According to the company, they are the largest hispanic banking company in the United States. Among the company's divisions are Popular Leasing, Popular Mortgage and Popular Auto.
[edit] History
- 1893: A group of local Puerto Rican and Spanish notables founded the Sociedad Anónima de Economías y Préstamos (later Banco Popular de Economías y Préstamos) on October 5, 1893. The founders wanted to create a thrift institution for the island’s poor to encourage savings.
- 1930: Popular acquired the Banco Comercial de Puerto Rico. This bank had begun in 1857 as Banco Español de Puerto Rico and changed its name to Banco de Puerto Rico in 1900. Then in 1913 it changed its name to Banco Comercial de Puerto Rico.
- 1961: Popular opened a branch in New York City to serve the Puerto Rican community there.
- 1975: Popular opened a branch in Los Angeles. Although US banks could not branch across state lines, non-US banks could. The California State Superintendent of Banking declared Puerto Rico “international”, allowing Popular to open a branch in reciprocity for the branch Bank of America had opened in Puerto Rico.
- 1981: Popular started to expand in the Caribbean by establishing a branch in the US Virgin Islands and another in Tortola, British Virgin Islands.
- 1984: Popular took over the failed Washington National Bank, a locally-owned bank catering to the Hispanic community in Chicago.
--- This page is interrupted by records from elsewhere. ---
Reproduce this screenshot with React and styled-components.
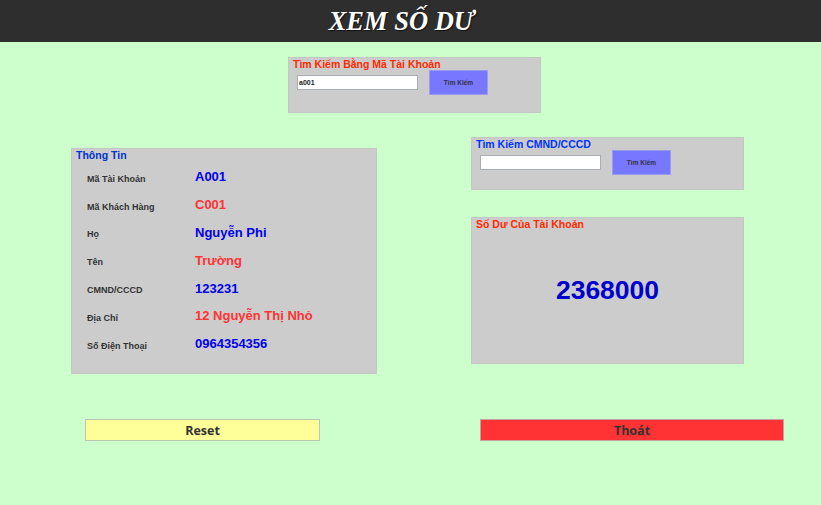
import React, { useState } from "react";
import styled, { createGlobalStyle } from "styled-components";

const GlobalStyle = createGlobalStyle`
  html, body {
    margin: 0;
    padding: 0;
    background: #ccffcc;
  }
  body {
    font-family: "Liberation Sans", Arial, sans-serif;
  }
`;

const info = [
  { label: "Mã Tài Khoản", value: "A001", tone: "blue" },
  { label: "Mã Khách Hàng", value: "C001", tone: "red" },
  { label: "Họ", value: "Nguyễn Phi", tone: "blue" },
  { label: "Tên", value: "Trường", tone: "red" },
  { label: "CMND/CCCD", value: "123231", tone: "blue" },
  { label: "Địa Chỉ", value: "12 Nguyễn Thị Nhỏ", tone: "red" },
  { label: "Số Điện Thoại", value: "0964354356", tone: "blue" },
];

const App = () => {
  const [maTK, setMaTK] = useState("a001");
  const [cmnd, setCmnd] = useState("");

  return (
    <Page>
      <GlobalStyle />
      <Header>
        <Title>XEM SỐ DƯ</Title>
      </Header>

      <Main>
        <TopRow>
          <SearchPanel $width={253} $height={56}>
            <PanelTitle $color="#ff2a00">Tìm Kiếm Bằng Mã Tài Khoản</PanelTitle>
            <SearchRow>
              <SearchInput value={maTK} onChange={(e) => setMaTK(e.target.value)} />
              <SearchButton>Tìm Kiếm</SearchButton>
            </SearchRow>
          </SearchPanel>
        </TopRow>

        <Columns>
          <LeftColumn>
            <InfoPanel>
              <PanelTitle $color="#0033cc">Thông Tin</PanelTitle>
              <InfoList>
                {info.map((row) => (
                  <InfoRow key={row.label}>
                    <Label>{row.label}</Label>
                    <Value $tone={row.tone}>{row.value}</Value>
                  </InfoRow>
                ))}
              </InfoList>
            </InfoPanel>
          </LeftColumn>

          <RightColumn>
            <SearchPanel $width={273} $height={53}>
              <PanelTitle $color="#0033ff">Tìm Kiếm CMND/CCCD</PanelTitle>
              <SearchRow>
                <SearchInput value={cmnd} onChange={(e) => setCmnd(e.target.value)} />
                <SearchButton>Tìm Kiếm</SearchButton>
              </SearchRow>
            </SearchPanel>

            <BalancePanel>
              <PanelTitle $color="#ff2a00">Số Dư Của Tài Khoản</PanelTitle>
              <Balance>2368000</Balance>
            </BalancePanel>
          </RightColumn>
        </Columns>

        <ButtonRow>
          <ActionButton $bg="#ffff99" $width={235} $border="#b8c8b0">
            Reset
          </ActionButton>
          <ActionButton $bg="#ff3333" $width={304} $border="#c8a0a0">
            Thoát
          </ActionButton>
        </ButtonRow>
      </Main>
    </Page>
  );
};

export default App;

const Page = styled.div`
  width: 821px;
  min-height: 505px;
  background: #ccffcc;
`;

const Header = styled.header`
  height: 42px;
  background: #2e2e2e;
  display: flex;
  align-items: center;
  justify-content: center;
  padding-right: 18px;
`;

const Title = styled.h1`
  margin: 0;
  color: #ffffff;
  font-family: "Liberation Serif", "Times New Roman", serif;
  font-style: italic;
  font-weight: 700;
  font-size: 26.5px;
  letter-spacing: 0;
  text-shadow: 1px 1px 1px rgba(0, 0, 0, 0.6);
`;

const Main = styled.main`
  padding-top: 15px;
`;

const TopRow = styled.div`
  display: flex;
  padding-left: 288px;
`;

const Panel = styled.section`
  background: #cccccc;
  border: 1px solid #c4c8c4;
  box-sizing: border-box;
  display: flex;
  flex-direction: column;
`;

const SearchPanel = styled(Panel)`
  width: ${({ $width }) => $width}px;
  height: ${({ $height }) => $height}px;
  padding: 0 0 0 4px;
`;

const PanelTitle = styled.div`
  color: ${({ $color }) => $color};
  font-size: 10.5px;
  font-weight: 700;
  line-height: 12px;
`;

const SearchRow = styled.div`
  display: flex;
  align-items: center;
  gap: 11px;
  padding-left: 4px;
  margin-top: 0;
`;

const SearchInput = styled.input`
  width: 121px;
  height: 15px;
  box-sizing: border-box;
  border: 1px solid #a8aeb4;
  border-radius: 0;
  padding: 0 1px;
  font-family: "Liberation Sans", Arial, sans-serif;
  font-size: 7px;
  font-weight: 700;
  color: #222;
  background: #ffffff;
  outline: none;
`;

const SearchButton = styled.button`
  width: 59px;
  height: 25px;
  box-sizing: border-box;
  background: #7777ff;
  border: 1px solid #9a9af0;
  color: #333344;
  font-family: "Liberation Sans", Arial, sans-serif;
  font-size: 6.5px;
  font-weight: 700;
  padding: 0;
  cursor: pointer;
`;

const Columns = styled.div`
  display: flex;
  align-items: flex-start;
  padding-left: 71px;
  gap: 94px;
`;

const LeftColumn = styled.div`
  margin-top: 35px;
`;

const RightColumn = styled.div`
  margin-top: 24px;
  display: flex;
  flex-direction: column;
  gap: 27px;
`;

const InfoPanel = styled(Panel)`
  width: 306px;
  height: 226px;
  padding: 0 0 0 4px;
`;

const InfoList = styled.div`
  display: flex;
  flex-direction: column;
  padding: 4px 0 0 11px;
`;

const InfoRow = styled.div`
  display: grid;
  grid-template-columns: 108px 1fr;
  align-items: center;
  height: 27.8px;
`;

const Label = styled.span`
  color: #333333;
  font-size: 9px;
  font-weight: 700;
`;

const Value = styled.span`
  color: ${({ $tone }) => ($tone === "red" ? "#ff3333" : "#0000ee")};
  font-size: 13px;
  font-weight: 700;
  position: relative;
  top: -2px;
`;

const BalancePanel = styled(Panel)`
  width: 273px;
  height: 147px;
  padding: 0 0 0 4px;
`;

const Balance = styled.div`
  flex: 1;
  display: flex;
  align-items: center;
  justify-content: center;
  color: #0000cc;
  font-size: 26.5px;
  font-weight: 700;
  padding-bottom: 12px;
  padding-right: 4px;
`;

const ButtonRow = styled.div`
  display: flex;
  padding-left: 85px;
  gap: 160px;
  margin-top: 45px;
`;

const ActionButton = styled.button`
  width: ${({ $width }) => $width}px;
  height: 22px;
  box-sizing: border-box;
  background: ${({ $bg }) => $bg};
  border: 1px solid ${({ $border }) => $border};
  color: #333333;
  font-family: "Open Sans", "Liberation Sans", sans-serif;
  font-size: 12.5px;
  font-weight: 700;
  padding: 0;
  cursor: pointer;
`;
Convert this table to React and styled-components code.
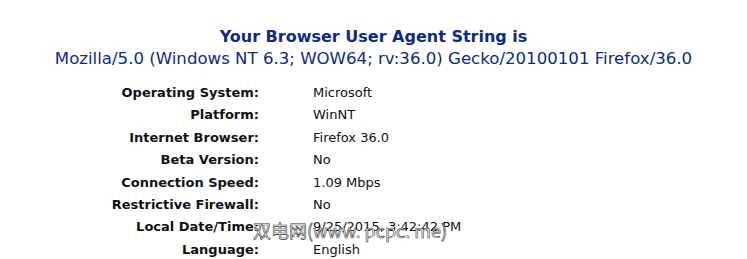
import React from 'react';
import styled, { createGlobalStyle } from 'styled-components';

const GlobalStyle = createGlobalStyle`
  body {
    margin: 0;
    background: #ffffff;
    font-family: "DejaVu Sans", Verdana, sans-serif;
  }
`;

const Page = styled.div`
  position: relative;
  width: 747px;
  height: 259px;
  overflow: hidden;
  padding-top: 27px;
  box-sizing: border-box;
`;

const Title = styled.h2`
  margin: 0;
  text-align: center;
  color: #0c2a8c;
  font-size: 16px;
  line-height: 20px;
  font-weight: bold;
`;

const AgentString = styled.p`
  margin: 1px 0 0;
  text-align: center;
  color: #0c2a8c;
  font-size: 16.6px;
  line-height: 22px;
`;

const InfoGrid = styled.div`
  display: grid;
  grid-template-columns: 259px 1fr;
  column-gap: 54px;
  margin-top: 12px;
`;

const Label = styled.div`
  text-align: right;
  font-weight: bold;
  font-size: 13px;
  line-height: 22.4px;
  color: #111;
`;

const Value = styled.div`
  font-size: 13px;
  line-height: 22.4px;
  color: #111;
`;

const Watermark = styled.div`
  position: absolute;
  left: 253px;
  top: 217px;
  font-family: "Noto Sans CJK SC", "DejaVu Sans", sans-serif;
  font-size: 18px;
  color: #fff;
  -webkit-text-stroke: 0.6px #333;
`;

const rows = [
  ['Operating System:', 'Microsoft'],
  ['Platform:', 'WinNT'],
  ['Internet Browser:', 'Firefox 36.0'],
  ['Beta Version:', 'No'],
  ['Connection Speed:', '1.09 Mbps'],
  ['Restrictive Firewall:', 'No'],
  ['Local Date/Time:', '9/25/2015, 3:42:42 PM'],
  ['Language:', 'English'],
];

export default function App() {
  return (
    <Page>
      <GlobalStyle />
      <Title>Your Browser User Agent String is</Title>
      <AgentString>
        Mozilla/5.0 (Windows NT 6.3; WOW64; rv:36.0) Gecko/20100101 Firefox/36.0
      </AgentString>
      <InfoGrid>
        {rows.map(([label, value]) => (
          <React.Fragment key={label}>
            <Label>{label}</Label>
            <Value>{value}</Value>
          </React.Fragment>
        ))}
      </InfoGrid>
      <Watermark>双电网(www. pcpc. me)</Watermark>
    </Page>
  );
}
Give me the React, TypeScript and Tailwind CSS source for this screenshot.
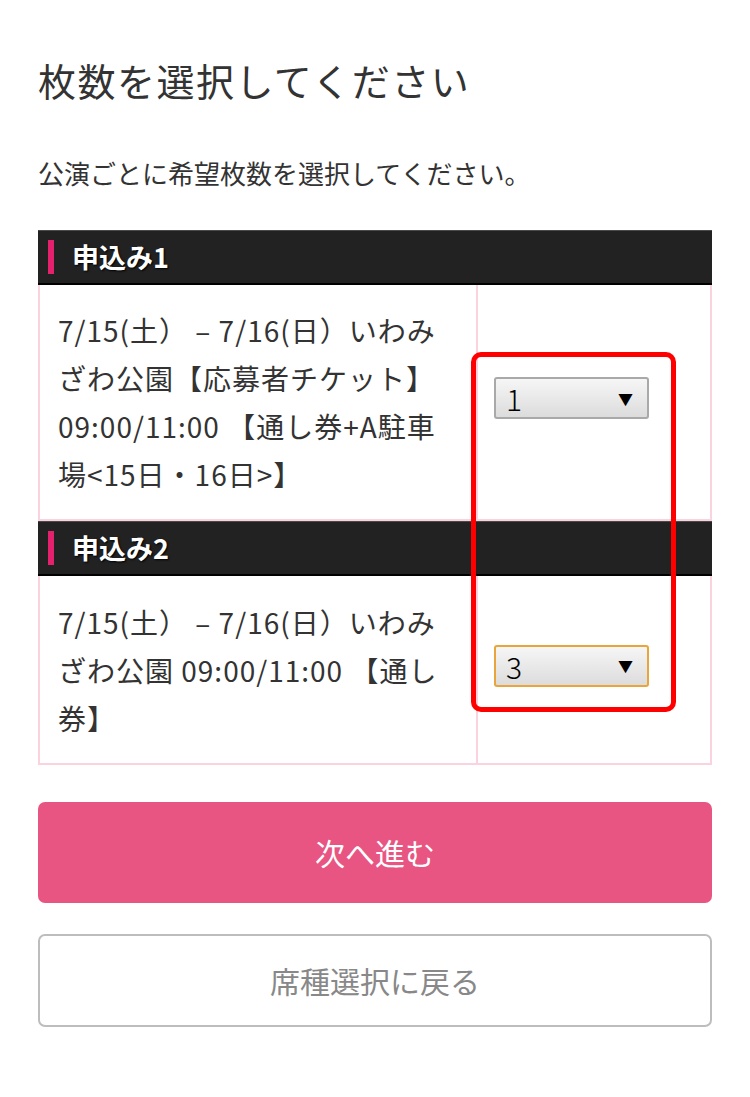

- 1990: Popular merged with Banco de Ponce to create the largest bank in Puerto Rico. The holding company took the name BanPonce. (Banco de Ponce had established an agency in New York that it had converted to a branch in 1961. At the time of the merger, Banco de Ponce had nine branches in New York to Popular's six.)
- 1991: Popular acquired the deposits and one branch of New York Capital Bank in upper Manhattan, an unsuccessful attempt to revive the failed Capital National Bank, which had served most of the Dominican small businesses there.
- 1992: Popular acquired seven branches from the failed American Savings Bank, four branches and their deposits from Bank Leumi Trust Company, and one branch and its deposits from Northside Savings Bank.
- 1993: Popular became the largest bank in the Virgin Islands when it acquired CoreStates First Pennsylvania Bank's five branches there.
- 1994: Popular bought Pioneer Bank in Chicago and merged it with Popular's existing operations. Popular also entered New Jersey by buying four branches from the failed Carteret Savings Bank failed. It then opened two more branches, to form Banco Popular FSB (a federal savings association).
- 1996: Popular bought American Midwest Bank for its two branches in suburban Melrose Park, a Chicago suburb that was drawing Hispanics. In California, Popular created a subsidiary, Banco Popular NA (California), bought Commerce National Bank, and transfered to it the branch that it had established in 1975. Popular entered the Dominican Republic by establishing the ATM network ATH Dominicana. (ATH stands for A todos horas. i.e., "at all hours".)
- 1997: BanPonce, the holding company for Banco Popular, changed its name to Popular Inc. to unify the group's operations under one brand name. Popular also acquired Seminole Bank in Sanford. just north of Orlando, Florida.
- 1998: Popular made Chicago the headquarters for the US Executive Offices of its subsidiary, Popular North America, which took over all its US mainland commercial activities. In the Dominican Republic Popular took a minority position in Banco Fiduciario, the fourth largest bank, a stake that it later built up to a majority position. Popular entered Costa Rica as it had entered the Dominican Republic, Popular entered Costa Rica in the same way as it had entered the Dominican Republic, i.e., by establishing an ATM network, ATH Costa Rica.
- 1999: Popular bought First State Bank of Southern California from Korea’s Hanil Bank and merged it with Popular (California). In the Chicago area, Popular bought Irving Bank, Water Tower Bank and Aurora National Bank. Popular also bought Banco Popular, a start-up bank in Orlando, Florida, and Citizens Bank in Houston, Texas.